TASK GOAL - Only the lines from the one containing "Reproduce this screenshot" through the one containing "string; shortcut?: string;" are wanted. Give them again exactly, both ends included.

SUPPLIED RECORDS -

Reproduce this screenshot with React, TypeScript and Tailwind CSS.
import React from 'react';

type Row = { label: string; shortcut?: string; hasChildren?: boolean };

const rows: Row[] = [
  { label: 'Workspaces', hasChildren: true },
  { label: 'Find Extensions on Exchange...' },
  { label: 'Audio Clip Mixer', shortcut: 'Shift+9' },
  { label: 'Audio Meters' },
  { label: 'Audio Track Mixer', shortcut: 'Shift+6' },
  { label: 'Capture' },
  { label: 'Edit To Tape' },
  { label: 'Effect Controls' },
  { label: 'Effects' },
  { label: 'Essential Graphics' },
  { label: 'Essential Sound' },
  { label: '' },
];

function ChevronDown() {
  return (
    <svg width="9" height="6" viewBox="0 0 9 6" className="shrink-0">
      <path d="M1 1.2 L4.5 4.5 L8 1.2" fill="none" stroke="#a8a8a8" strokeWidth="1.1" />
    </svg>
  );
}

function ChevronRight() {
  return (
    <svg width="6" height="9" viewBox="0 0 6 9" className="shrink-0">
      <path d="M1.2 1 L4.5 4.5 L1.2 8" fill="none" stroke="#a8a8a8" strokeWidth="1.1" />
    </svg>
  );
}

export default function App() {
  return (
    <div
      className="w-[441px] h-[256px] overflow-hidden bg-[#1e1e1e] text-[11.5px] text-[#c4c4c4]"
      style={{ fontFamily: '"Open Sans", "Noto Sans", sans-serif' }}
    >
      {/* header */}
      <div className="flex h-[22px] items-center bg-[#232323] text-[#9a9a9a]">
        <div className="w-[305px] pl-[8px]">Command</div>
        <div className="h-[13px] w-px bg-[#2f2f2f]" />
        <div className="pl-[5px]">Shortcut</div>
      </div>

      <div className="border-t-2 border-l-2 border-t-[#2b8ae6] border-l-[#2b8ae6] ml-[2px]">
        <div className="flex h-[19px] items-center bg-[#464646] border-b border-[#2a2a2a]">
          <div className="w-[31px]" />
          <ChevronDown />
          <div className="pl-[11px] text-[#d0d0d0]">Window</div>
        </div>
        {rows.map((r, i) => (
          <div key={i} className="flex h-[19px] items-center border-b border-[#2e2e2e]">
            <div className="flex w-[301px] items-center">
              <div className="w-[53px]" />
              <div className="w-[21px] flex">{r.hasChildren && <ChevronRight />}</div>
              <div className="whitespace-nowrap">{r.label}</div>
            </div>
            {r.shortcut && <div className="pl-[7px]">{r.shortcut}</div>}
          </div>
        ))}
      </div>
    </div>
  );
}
--
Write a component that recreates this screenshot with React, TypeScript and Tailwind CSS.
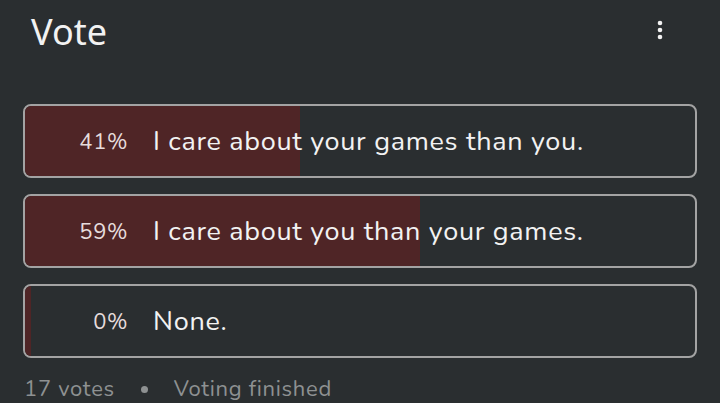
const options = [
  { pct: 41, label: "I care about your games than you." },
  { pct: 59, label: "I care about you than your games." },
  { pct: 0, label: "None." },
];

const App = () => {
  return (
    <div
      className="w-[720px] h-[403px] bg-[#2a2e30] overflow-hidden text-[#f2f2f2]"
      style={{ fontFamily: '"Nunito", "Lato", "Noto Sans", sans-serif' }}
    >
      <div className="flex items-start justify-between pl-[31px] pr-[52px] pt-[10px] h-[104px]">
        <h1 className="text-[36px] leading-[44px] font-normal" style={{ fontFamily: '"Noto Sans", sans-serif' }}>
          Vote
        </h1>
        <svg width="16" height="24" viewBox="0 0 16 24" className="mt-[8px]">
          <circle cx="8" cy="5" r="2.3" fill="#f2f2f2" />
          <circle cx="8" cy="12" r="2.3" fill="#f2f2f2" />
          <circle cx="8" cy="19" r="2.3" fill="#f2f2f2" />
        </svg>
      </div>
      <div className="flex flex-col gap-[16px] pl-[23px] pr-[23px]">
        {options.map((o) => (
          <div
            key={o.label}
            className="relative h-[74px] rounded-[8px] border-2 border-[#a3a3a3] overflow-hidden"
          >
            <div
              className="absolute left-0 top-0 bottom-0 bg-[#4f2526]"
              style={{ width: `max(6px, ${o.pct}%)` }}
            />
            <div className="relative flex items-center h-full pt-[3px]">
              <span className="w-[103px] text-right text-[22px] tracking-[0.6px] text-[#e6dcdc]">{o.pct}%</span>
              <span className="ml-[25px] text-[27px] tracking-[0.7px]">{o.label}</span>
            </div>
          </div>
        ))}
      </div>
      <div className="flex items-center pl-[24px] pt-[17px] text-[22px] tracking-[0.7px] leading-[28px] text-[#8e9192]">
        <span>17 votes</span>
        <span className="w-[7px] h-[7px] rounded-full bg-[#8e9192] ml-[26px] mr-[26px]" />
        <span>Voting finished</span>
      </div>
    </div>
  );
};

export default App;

RESULT -
Reproduce this screenshot with React, TypeScript and Tailwind CSS.
import React from 'react';

type Row = { label: string; shortcut?: string; hasChildren?: boolean };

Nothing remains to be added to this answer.